Word for word, transcribe the lines below and drop the pictures.

>>>>

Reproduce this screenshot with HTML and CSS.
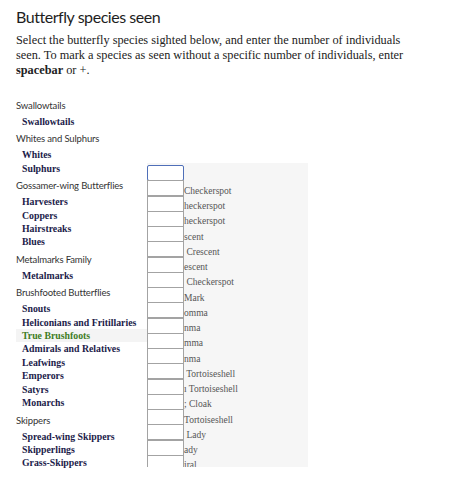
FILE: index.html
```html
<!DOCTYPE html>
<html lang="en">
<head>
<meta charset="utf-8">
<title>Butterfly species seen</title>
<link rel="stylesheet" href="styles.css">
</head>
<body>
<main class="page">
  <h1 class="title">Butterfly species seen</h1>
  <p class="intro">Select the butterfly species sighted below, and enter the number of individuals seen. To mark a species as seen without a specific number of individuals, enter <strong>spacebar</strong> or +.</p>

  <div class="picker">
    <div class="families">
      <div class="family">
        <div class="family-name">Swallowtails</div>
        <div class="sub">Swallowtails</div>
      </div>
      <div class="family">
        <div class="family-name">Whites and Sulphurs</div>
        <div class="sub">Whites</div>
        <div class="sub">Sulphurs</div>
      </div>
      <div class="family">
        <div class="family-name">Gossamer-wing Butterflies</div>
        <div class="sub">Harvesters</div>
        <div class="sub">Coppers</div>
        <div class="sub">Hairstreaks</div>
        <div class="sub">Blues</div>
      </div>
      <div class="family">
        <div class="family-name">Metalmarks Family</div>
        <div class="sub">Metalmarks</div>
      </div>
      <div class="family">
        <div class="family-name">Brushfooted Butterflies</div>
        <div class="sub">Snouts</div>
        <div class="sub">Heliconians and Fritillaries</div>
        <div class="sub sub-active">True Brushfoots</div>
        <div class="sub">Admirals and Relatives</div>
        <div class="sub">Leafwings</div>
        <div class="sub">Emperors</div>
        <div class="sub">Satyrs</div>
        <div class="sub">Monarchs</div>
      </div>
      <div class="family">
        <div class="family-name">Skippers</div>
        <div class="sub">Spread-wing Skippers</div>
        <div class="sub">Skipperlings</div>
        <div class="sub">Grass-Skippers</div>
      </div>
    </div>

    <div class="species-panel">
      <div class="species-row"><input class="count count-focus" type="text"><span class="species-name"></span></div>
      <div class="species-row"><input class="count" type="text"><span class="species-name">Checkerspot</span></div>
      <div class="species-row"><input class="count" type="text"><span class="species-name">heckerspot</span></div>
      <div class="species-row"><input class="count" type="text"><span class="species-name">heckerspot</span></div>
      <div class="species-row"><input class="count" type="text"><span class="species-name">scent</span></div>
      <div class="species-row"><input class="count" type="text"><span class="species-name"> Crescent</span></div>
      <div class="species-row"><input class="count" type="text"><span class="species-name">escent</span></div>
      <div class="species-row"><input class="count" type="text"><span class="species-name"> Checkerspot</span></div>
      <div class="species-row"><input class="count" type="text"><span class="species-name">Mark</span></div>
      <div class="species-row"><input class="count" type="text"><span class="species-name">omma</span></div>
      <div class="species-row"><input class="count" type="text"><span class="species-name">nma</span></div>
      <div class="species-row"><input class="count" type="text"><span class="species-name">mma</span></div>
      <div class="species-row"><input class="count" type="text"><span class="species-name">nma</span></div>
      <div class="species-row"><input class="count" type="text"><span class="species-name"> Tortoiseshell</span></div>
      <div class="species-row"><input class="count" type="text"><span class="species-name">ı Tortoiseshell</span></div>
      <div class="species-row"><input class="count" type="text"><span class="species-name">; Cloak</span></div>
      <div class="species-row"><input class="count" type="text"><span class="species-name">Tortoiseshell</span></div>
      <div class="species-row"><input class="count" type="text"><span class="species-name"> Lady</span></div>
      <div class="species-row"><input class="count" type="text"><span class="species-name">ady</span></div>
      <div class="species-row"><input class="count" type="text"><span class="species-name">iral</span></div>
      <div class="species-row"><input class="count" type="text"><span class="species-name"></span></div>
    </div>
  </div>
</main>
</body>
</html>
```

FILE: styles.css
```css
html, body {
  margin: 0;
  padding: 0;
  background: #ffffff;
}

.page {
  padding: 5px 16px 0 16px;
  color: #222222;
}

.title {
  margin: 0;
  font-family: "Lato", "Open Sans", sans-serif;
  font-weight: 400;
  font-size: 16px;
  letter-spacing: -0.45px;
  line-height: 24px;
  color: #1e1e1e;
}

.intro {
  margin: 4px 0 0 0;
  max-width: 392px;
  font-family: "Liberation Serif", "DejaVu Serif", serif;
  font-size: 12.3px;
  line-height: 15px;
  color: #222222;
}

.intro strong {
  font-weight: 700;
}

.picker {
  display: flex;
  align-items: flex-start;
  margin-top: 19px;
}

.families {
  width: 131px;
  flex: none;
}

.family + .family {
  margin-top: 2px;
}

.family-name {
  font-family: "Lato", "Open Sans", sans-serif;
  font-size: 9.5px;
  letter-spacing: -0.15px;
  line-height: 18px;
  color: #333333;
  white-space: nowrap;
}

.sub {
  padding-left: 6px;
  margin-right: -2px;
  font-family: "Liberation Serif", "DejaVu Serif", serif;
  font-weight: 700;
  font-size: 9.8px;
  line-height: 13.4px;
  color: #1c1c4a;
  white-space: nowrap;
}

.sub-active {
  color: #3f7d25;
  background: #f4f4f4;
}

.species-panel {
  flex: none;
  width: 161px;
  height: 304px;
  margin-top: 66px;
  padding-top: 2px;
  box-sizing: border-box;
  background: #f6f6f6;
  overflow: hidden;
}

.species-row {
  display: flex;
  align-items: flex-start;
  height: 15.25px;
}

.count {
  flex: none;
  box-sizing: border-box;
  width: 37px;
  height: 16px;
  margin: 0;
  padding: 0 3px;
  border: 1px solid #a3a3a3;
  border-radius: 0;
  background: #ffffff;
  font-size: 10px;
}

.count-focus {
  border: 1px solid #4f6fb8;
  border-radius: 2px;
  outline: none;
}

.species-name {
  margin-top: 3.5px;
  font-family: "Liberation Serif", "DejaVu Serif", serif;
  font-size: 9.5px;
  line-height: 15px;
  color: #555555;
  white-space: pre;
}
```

<<<<

Answer to the problem
Reproduce this screenshot with HTML and CSS.
FILE: index.html
```html
<!DOCTYPE html>
<html lang="en">
<head>
<meta charset="utf-8">
<title>Butterfly species seen</title>
<link rel="stylesheet" href="styles.css">
</head>
<body>
<main class="page">
  <h1 class="title">Butterfly species seen</h1>
  <p class="intro">Select the butterfly species sighted below, and enter the number of individuals seen. To mark a species as seen without a specific number of individuals, enter <strong>spacebar</strong> or +.</p>

  <div class="picker">
    <div class="families">
      <div class="family">
        <div class="family-name">Swallowtails</div>
        <div class="sub">Swallowtails</div>
      </div>
      <div class="family">
        <div class="family-name">Whites and Sulphurs</div>
        <div class="sub">Whites</div>
        <div class="sub">Sulphurs</div>
      </div>
      <div class="family">
        <div class="family-name">Gossamer-wing Butterflies</div>
        <div class="sub">Harvesters</div>
        <div class="sub">Coppers</div>
        <div class="sub">Hairstreaks</div>
        <div class="sub">Blues</div>
      </div>
      <div class="family">
        <div class="family-name">Metalmarks Family</div>
        <div class="sub">Metalmarks</div>
      </div>
      <div class="family">
        <div class="family-name">Brushfooted Butterflies</div>
        <div class="sub">Snouts</div>
        <div class="sub">Heliconians and Fritillaries</div>
        <div class="sub sub-active">True Brushfoots</div>
        <div class="sub">Admirals and Relatives</div>
        <div class="sub">Leafwings</div>
        <div class="sub">Emperors</div>
        <div class="sub">Satyrs</div>
        <div class="sub">Monarchs</div>
      </div>
      <div class="family">
        <div class="family-name">Skippers</div>
        <div class="sub">Spread-wing Skippers</div>
        <div class="sub">Skipperlings</div>
        <div class="sub">Grass-Skippers</div>
      </div>
    </div>

    <div class="species-panel">
      <div class="species-row"><input class="count count-focus" type="text"><span class="species-name"></span></div>
      <div class="species-row"><input class="count" type="text"><span class="species-name">Checkerspot</span></div>
      <div class="species-row"><input class="count" type="text"><span class="species-name">heckerspot</span></div>
      <div class="species-row"><input class="count" type="text"><span class="species-name">heckerspot</span></div>
      <div class="species-row"><input class="count" type="text"><span class="species-name">scent</span></div>
      <div class="species-row"><input class="count" type="text"><span class="species-name"> Crescent</span></div>
      <div class="species-row"><input class="count" type="text"><span class="species-name">escent</span></div>
      <div class="species-row"><input class="count" type="text"><span class="species-name"> Checkerspot</span></div>
      <div class="species-row"><input class="count" type="text"><span class="species-name">Mark</span></div>
      <div class="species-row"><input class="count" type="text"><span class="species-name">omma</span></div>
      <div class="species-row"><input class="count" type="text"><span class="species-name">nma</span></div>
      <div class="species-row"><input class="count" type="text"><span class="species-name">mma</span></div>
      <div class="species-row"><input class="count" type="text"><span class="species-name">nma</span></div>
      <div class="species-row"><input class="count" type="text"><span class="species-name"> Tortoiseshell</span></div>
      <div class="species-row"><input class="count" type="text"><span class="species-name">ı Tortoiseshell</span></div>
      <div class="species-row"><input class="count" type="text"><span class="species-name">; Cloak</span></div>
      <div class="species-row"><input class="count" type="text"><span class="species-name">Tortoiseshell</span></div>
      <div class="species-row"><input class="count" type="text"><span class="species-name"> Lady</span></div>
      <div class="species-row"><input class="count" type="text"><span class="species-name">ady</span></div>
      <div class="species-row"><input class="count" type="text"><span class="species-name">iral</span></div>
      <div class="species-row"><input class="count" type="text"><span class="species-name"></span></div>
    </div>
  </div>
</main>
</body>
</html>
```

FILE: styles.css
```css
html, body {
  margin: 0;
  padding: 0;
  background: #ffffff;
}

.page {
  padding: 5px 16px 0 16px;
  color: #222222;
}

.title {
  margin: 0;
  font-family: "Lato", "Open Sans", sans-serif;
  font-weight: 400;
  font-size: 16px;
  letter-spacing: -0.45px;
  line-height: 24px;
  color: #1e1e1e;
}

.intro {
  margin: 4px 0 0 0;
  max-width: 392px;
  font-family: "Liberation Serif", "DejaVu Serif", serif;
  font-size: 12.3px;
  line-height: 15px;
  color: #222222;
}

.intro strong {
  font-weight: 700;
}

.picker {
  display: flex;
  align-items: flex-start;
  margin-top: 19px;
}

.families {
  width: 131px;
  flex: none;
}

.family + .family {
  margin-top: 2px;
}

.family-name {
  font-family: "Lato", "Open Sans", sans-serif;
  font-size: 9.5px;
  letter-spacing: -0.15px;
  line-height: 18px;
  color: #333333;
  white-space: nowrap;
}

.sub {
  padding-left: 6px;
  margin-right: -2px;
  font-family: "Liberation Serif", "DejaVu Serif", serif;
  font-weight: 700;
  font-size: 9.8px;
  line-height: 13.4px;
  color: #1c1c4a;
  white-space: nowrap;
}

.sub-active {
  color: #3f7d25;
  background: #f4f4f4;
}

.species-panel {
  flex: none;
  width: 161px;
  height: 304px;
  margin-top: 66px;
  padding-top: 2px;
  box-sizing: border-box;
  background: #f6f6f6;
  overflow: hidden;
}

.species-row {
  display: flex;
  align-items: flex-start;
  height: 15.25px;
}

.count {
  flex: none;
  box-sizing: border-box;
  width: 37px;
  height: 16px;
  margin: 0;
  padding: 0 3px;
  border: 1px solid #a3a3a3;
  border-radius: 0;
  background: #ffffff;
  font-size: 10px;
}

.count-focus {
  border: 1px solid #4f6fb8;
  border-radius: 2px;
  outline: none;
}

.species-name {
  margin-top: 3.5px;
  font-family: "Liberation Serif", "DejaVu Serif", serif;
  font-size: 9.5px;
  line-height: 15px;
  color: #555555;
  white-space: pre;
}
```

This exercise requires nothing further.